** TASK **
Print the listing from its top line through the line containing "string; bold?: boolean;", nothing more, and leave out the pictures.

___

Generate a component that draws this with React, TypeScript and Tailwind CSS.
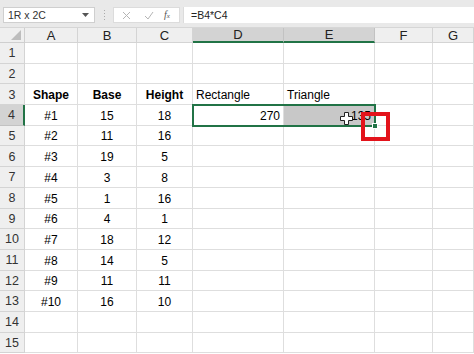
import React from "react";

const cols = [
  { key: "A", w: 53 },
  { key: "B", w: 59 },
  { key: "C", w: 56 },
  { key: "D", w: 91 },
  { key: "E", w: 91 },
  { key: "F", w: 58 },
  { key: "G", w: 41 },
];

type Cell = { t: string; bold?: boolean; align?: "left" | "center" | "right"; fill?: boolean };

const data: Record<number, Record<string, Cell>> = {
  3: {
    A: { t: "Shape", bold: true },
    B: { t: "Base", bold: true },
    C: { t: "Height", bold: true },
    D: { t: "Rectangle", align: "left" },
    E: { t: "Triangle", align: "left" },
  },
  4: {
    A: { t: "#1" },
    B: { t: "15" },
    C: { t: "18" },
    D: { t: "270", align: "right" },
    E: { t: "135", align: "right", fill: true },
  },
};
const rest: [string, string, string][] = [
  ["#2", "11", "16"],
  ["#3", "19", "5"],
  ["#4", "3", "8"],
  ["#5", "1", "16"],
  ["#6", "4", "1"],
  ["#7", "18", "12"],
  ["#8", "14", "5"],
  ["#9", "11", "11"],
  ["#10", "16", "10"],
];
rest.forEach((r, i) => {
  data[5 + i] = { A: { t: r[0] }, B: { t: r[1] }, C: { t: r[2] } };
});

const rows = Array.from({ length: 15 }, (_, i) => i + 1);

export default function App() {
  return (
    <div
      className="w-[474px] h-[354px] overflow-hidden bg-white relative"
      style={{ fontFamily: '"Liberation Sans", Arial, sans-serif' }}
    >
      {/* Toolbar */}
      <div className="h-[28px] bg-[#e9e9e9] flex items-start pt-[7px] border-b border-[#d6d6d6]">
        <div className="ml-[3px] w-[92px] h-[16px] bg-white border border-[#cfcfcf] flex items-center justify-between px-[4px]">
          <span className="text-[10.5px] text-[#333] leading-none">1R x 2C</span>
          <svg width="7" height="4" viewBox="0 0 7 4" className="mr-[1px]">
            <path d="M0 0 L7 0 L3.5 4 Z" fill="#555" />
          </svg>
        </div>
        <div className="w-[18px] h-[16px] flex flex-col items-center justify-center gap-[2px]">
          <div className="w-[1px] h-[1px] bg-[#aaa]" />
          <div className="w-[1px] h-[1px] bg-[#aaa]" />
          <div className="w-[1px] h-[1px] bg-[#aaa]" />
          <div className="w-[1px] h-[1px] bg-[#aaa]" />
        </div>
        <div className="w-[67px] h-[16px] bg-white border border-[#dcdcdc] flex items-center">
          <svg width="9" height="9" viewBox="0 0 9 9" className="ml-[8px]">
            <path d="M1 1 L8 8 M8 1 L1 8" stroke="#b5b5b5" strokeWidth="1" />
          </svg>
          <svg width="10" height="9" viewBox="0 0 10 9" className="ml-[13px]">
            <path d="M1 5 L4 8 L9 1" stroke="#b5b5b5" strokeWidth="1" fill="none" />
          </svg>
          <span
            className="ml-[10px] text-[10px] italic text-[#555] leading-none"
            style={{ fontFamily: '"Liberation Serif", serif' }}
          >
            f<span className="text-[7px]">x</span>
          </span>
        </div>
        <div className="ml-[3px] flex-1 h-[16px] bg-white border-l border-[#dcdcdc] flex items-center pl-[7px]">
          <span className="text-[10.5px] text-[#222] leading-none">=B4*C4</span>
        </div>
      </div>

      {/* Grid */}
      <div className="relative">
        {/* header row */}
        <div className="flex h-[15px]">
          <div className="w-[25px] h-full bg-[#efefef] border-r border-b border-[#cfcfcf] relative">
            <svg width="10" height="10" viewBox="0 0 10 10" className="absolute right-[3px] bottom-[2px]">
              <path d="M10 0 L10 10 L0 10 Z" fill="#bdbdbd" />
            </svg>
          </div>
          {cols.map((c) => {
            const sel = c.key === "D" || c.key === "E";
            return (
              <div
                key={c.key}
                className={
                  sel
                    ? "h-full bg-[#d3d3d3] border-r border-[#c2c2c2] border-b-2 border-b-[#217346] flex items-center justify-center text-[13px] text-[#222] leading-none"
                    : "h-full bg-[#efefef] border-r border-b border-[#d4d4d4] flex items-center justify-center text-[13px] text-[#222] leading-none"
                }
                style={{ width: c.w }}
              >
                {c.key}
              </div>
            );
          })}
        </div>
        {rows.map((r) => {
          const sel = r === 4;
          return (
            <div key={r} className="flex h-[20.7px]">
              <div
                className={
                  sel
                    ? "w-[25px] h-full bg-[#d3d3d3] border-r-2 border-r-[#217346] border-b border-[#c2c2c2] flex items-end justify-center pb-[3px] text-[12.5px] text-[#333] leading-none"
                    : "w-[25px] h-full bg-[#efefef] border-r border-b border-[#d4d4d4] flex items-end justify-center pb-[3px] text-[12.5px] text-[#333] leading-none"
                }
              >
                {r}
              </div>
              {cols.map((c) => {
                const cell = data[r]?.[c.key];
                const align = cell?.align ?? "center";
                const justify =
                  align === "left" ? "justify-start pl-[3px]" : align === "right" ? "justify-end pr-[3px]" : "justify-center";
                return (
                  <div
                    key={c.key}
                    className={`h-full border-r border-b border-[#dedede] flex items-end pb-[3px] text-[12px] text-black leading-none ${justify} ${
                      cell?.fill ? "bg-[#c8c8c8]" : ""
                    } ${cell?.bold ? "font-bold" : ""}`}
                    style={{ width: c.w }}
                  >
                    {cell?.t ?? ""}
                  </div>
                );
              })}
            </div>
          );
        })}

        {/* selection border D4:E4 */}
        <div className="absolute left-[192px] top-[76px] w-[184px] h-[23px] border-2 border-[#217346] pointer-events-none" />
        {/* fill handle */}
        <div className="absolute left-[372px] top-[95px] w-[6px] h-[6px] bg-[#217346] border border-white" />
        {/* cursor */}
        <svg width="13" height="13" viewBox="0 0 13 13" className="absolute left-[340px] top-[84px]">
          <path
            d="M4.5 0.5 H8.5 V4.5 H12.5 V8.5 H8.5 V12.5 H4.5 V8.5 H0.5 V4.5 H4.5 Z"
            fill="white"
            stroke="#222"
            strokeWidth="1"
          />
        </svg>
        {/* red highlight */}
        <div className="absolute left-[361px] top-[84px] w-[29px] h-[29px] border-[4px] border-[#e3131b]" />
      </div>
    </div>
  );
}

___

** SOLUTION BELOW **
Generate a component that draws this with React, TypeScript and Tailwind CSS.
import React from "react";

const cols = [
  { key: "A", w: 53 },
  { key: "B", w: 59 },
  { key: "C", w: 56 },
  { key: "D", w: 91 },
  { key: "E", w: 91 },
  { key: "F", w: 58 },
  { key: "G", w: 41 },
];

type Cell = { t: string; bold?: boolean; align?: "left" | "center" | "right"; fill?: boolean };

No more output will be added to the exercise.